Data excerpt »
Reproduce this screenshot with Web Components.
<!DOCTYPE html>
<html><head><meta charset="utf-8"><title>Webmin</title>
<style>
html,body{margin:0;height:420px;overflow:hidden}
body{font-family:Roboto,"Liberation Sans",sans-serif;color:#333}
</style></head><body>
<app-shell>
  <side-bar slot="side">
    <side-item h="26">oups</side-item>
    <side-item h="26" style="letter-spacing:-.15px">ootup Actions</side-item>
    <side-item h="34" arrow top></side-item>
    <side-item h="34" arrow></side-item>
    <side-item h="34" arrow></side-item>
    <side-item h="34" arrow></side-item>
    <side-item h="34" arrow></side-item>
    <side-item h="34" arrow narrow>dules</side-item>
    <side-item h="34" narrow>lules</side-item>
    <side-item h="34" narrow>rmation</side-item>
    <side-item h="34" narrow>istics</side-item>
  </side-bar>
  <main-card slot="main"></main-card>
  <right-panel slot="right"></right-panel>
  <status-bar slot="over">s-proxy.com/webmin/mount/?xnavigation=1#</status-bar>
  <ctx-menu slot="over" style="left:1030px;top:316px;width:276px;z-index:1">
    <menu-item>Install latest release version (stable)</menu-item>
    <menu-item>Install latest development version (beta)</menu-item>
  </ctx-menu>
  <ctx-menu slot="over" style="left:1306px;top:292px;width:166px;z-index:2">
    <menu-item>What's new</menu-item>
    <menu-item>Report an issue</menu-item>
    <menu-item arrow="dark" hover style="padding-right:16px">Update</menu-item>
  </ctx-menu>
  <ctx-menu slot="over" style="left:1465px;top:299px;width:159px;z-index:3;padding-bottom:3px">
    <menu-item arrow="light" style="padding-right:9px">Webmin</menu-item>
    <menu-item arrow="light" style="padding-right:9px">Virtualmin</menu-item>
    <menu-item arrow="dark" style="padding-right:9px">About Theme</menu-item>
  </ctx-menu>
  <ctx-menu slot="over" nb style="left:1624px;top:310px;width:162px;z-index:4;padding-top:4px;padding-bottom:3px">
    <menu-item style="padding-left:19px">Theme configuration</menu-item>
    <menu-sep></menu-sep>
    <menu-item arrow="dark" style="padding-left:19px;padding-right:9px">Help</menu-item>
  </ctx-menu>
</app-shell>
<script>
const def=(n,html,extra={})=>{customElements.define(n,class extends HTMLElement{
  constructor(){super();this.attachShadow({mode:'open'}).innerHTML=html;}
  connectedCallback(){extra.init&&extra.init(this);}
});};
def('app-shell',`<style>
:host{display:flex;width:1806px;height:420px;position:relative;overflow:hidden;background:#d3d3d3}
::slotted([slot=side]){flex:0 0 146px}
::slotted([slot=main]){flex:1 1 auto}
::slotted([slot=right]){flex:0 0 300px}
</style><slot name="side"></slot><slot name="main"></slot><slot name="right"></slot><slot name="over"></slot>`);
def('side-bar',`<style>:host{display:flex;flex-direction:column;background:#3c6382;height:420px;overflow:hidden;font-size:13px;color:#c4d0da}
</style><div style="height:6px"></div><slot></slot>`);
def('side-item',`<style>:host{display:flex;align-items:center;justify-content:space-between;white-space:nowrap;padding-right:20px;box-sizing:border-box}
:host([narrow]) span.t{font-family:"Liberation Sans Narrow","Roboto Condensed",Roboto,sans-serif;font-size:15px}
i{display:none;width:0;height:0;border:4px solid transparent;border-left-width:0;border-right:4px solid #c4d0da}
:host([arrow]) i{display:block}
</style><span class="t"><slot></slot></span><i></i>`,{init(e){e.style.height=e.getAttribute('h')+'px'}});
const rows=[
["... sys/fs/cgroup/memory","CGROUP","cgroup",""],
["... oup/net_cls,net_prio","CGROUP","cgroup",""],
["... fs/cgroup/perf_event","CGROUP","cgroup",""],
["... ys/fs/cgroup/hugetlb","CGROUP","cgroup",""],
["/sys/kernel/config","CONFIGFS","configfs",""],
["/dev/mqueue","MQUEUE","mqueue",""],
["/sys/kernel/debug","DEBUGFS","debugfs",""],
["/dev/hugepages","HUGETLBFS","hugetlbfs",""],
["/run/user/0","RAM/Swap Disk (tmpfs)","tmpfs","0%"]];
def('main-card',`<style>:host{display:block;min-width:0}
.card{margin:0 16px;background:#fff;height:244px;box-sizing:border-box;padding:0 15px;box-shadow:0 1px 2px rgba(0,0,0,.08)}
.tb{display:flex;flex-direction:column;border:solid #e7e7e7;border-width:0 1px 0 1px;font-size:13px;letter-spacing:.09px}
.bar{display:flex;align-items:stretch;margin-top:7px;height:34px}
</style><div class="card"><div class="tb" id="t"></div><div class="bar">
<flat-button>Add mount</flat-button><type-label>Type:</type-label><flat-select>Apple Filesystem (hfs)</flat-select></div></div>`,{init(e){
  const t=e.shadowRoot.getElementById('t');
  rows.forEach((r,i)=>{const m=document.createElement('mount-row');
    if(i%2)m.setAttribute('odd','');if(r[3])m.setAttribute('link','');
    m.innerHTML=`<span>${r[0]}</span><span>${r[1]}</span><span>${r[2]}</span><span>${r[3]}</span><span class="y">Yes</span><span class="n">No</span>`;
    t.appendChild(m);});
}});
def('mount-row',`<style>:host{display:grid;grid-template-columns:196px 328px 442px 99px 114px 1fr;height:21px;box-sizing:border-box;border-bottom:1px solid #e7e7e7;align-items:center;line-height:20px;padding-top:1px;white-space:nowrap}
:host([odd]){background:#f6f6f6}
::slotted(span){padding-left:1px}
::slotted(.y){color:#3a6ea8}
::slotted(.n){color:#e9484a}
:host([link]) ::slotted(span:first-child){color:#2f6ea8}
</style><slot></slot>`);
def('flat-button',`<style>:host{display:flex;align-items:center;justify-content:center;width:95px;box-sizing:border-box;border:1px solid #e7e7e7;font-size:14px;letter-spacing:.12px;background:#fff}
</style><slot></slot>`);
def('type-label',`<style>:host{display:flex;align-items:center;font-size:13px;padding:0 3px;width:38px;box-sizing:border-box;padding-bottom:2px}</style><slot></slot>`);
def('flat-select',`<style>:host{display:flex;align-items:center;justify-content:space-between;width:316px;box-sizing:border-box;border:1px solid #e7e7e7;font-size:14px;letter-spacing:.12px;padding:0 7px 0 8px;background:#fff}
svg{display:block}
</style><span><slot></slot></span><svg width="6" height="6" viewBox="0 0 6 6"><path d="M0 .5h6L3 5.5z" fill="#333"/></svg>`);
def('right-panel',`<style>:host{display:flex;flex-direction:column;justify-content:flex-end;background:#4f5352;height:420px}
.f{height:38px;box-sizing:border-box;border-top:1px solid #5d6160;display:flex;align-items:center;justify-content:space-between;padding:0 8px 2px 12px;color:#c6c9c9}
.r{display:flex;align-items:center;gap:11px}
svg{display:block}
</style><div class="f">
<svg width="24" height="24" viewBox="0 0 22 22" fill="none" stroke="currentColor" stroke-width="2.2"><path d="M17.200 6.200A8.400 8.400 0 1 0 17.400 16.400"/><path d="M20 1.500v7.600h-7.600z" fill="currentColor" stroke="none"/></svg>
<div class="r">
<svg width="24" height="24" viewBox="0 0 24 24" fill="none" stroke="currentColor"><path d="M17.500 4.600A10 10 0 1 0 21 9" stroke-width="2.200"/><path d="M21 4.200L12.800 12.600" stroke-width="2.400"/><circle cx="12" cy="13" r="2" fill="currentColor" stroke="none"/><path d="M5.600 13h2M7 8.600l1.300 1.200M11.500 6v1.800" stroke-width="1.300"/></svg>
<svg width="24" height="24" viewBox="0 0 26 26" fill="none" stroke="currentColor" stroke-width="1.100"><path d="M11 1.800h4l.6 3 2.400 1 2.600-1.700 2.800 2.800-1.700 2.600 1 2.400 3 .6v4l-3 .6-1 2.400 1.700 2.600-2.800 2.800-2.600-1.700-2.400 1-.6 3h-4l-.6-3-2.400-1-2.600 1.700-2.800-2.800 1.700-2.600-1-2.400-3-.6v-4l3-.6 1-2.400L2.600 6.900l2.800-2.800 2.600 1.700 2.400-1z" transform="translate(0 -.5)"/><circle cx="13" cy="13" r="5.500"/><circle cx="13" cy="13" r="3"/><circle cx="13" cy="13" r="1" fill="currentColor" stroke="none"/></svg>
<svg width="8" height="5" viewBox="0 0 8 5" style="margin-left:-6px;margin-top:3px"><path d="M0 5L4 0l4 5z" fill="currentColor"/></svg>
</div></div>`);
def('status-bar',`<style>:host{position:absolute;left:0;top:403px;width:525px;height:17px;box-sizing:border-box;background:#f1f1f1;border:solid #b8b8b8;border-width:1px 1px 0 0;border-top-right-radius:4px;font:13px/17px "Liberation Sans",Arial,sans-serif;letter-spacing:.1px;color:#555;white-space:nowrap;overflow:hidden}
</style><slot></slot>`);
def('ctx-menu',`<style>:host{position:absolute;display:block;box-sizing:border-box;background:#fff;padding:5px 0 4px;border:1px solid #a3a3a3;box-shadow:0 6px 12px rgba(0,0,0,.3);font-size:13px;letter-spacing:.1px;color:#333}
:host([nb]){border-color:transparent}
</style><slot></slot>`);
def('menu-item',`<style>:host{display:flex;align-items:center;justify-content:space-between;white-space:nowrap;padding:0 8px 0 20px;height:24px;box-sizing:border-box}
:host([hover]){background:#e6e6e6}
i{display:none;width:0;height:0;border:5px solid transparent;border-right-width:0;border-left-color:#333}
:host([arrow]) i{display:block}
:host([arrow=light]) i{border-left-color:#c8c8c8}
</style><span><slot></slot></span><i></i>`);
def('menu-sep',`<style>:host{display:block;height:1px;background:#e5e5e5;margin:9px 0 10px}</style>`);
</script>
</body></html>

Given problem »
Take every line above carrying "this" and return it.

Written solution »
Reproduce this screenshot with Web Components.
  constructor(){super();this.attachShadow({mode:'open'}).innerHTML=html;}
  connectedCallback(){extra.init&&extra.init(this);}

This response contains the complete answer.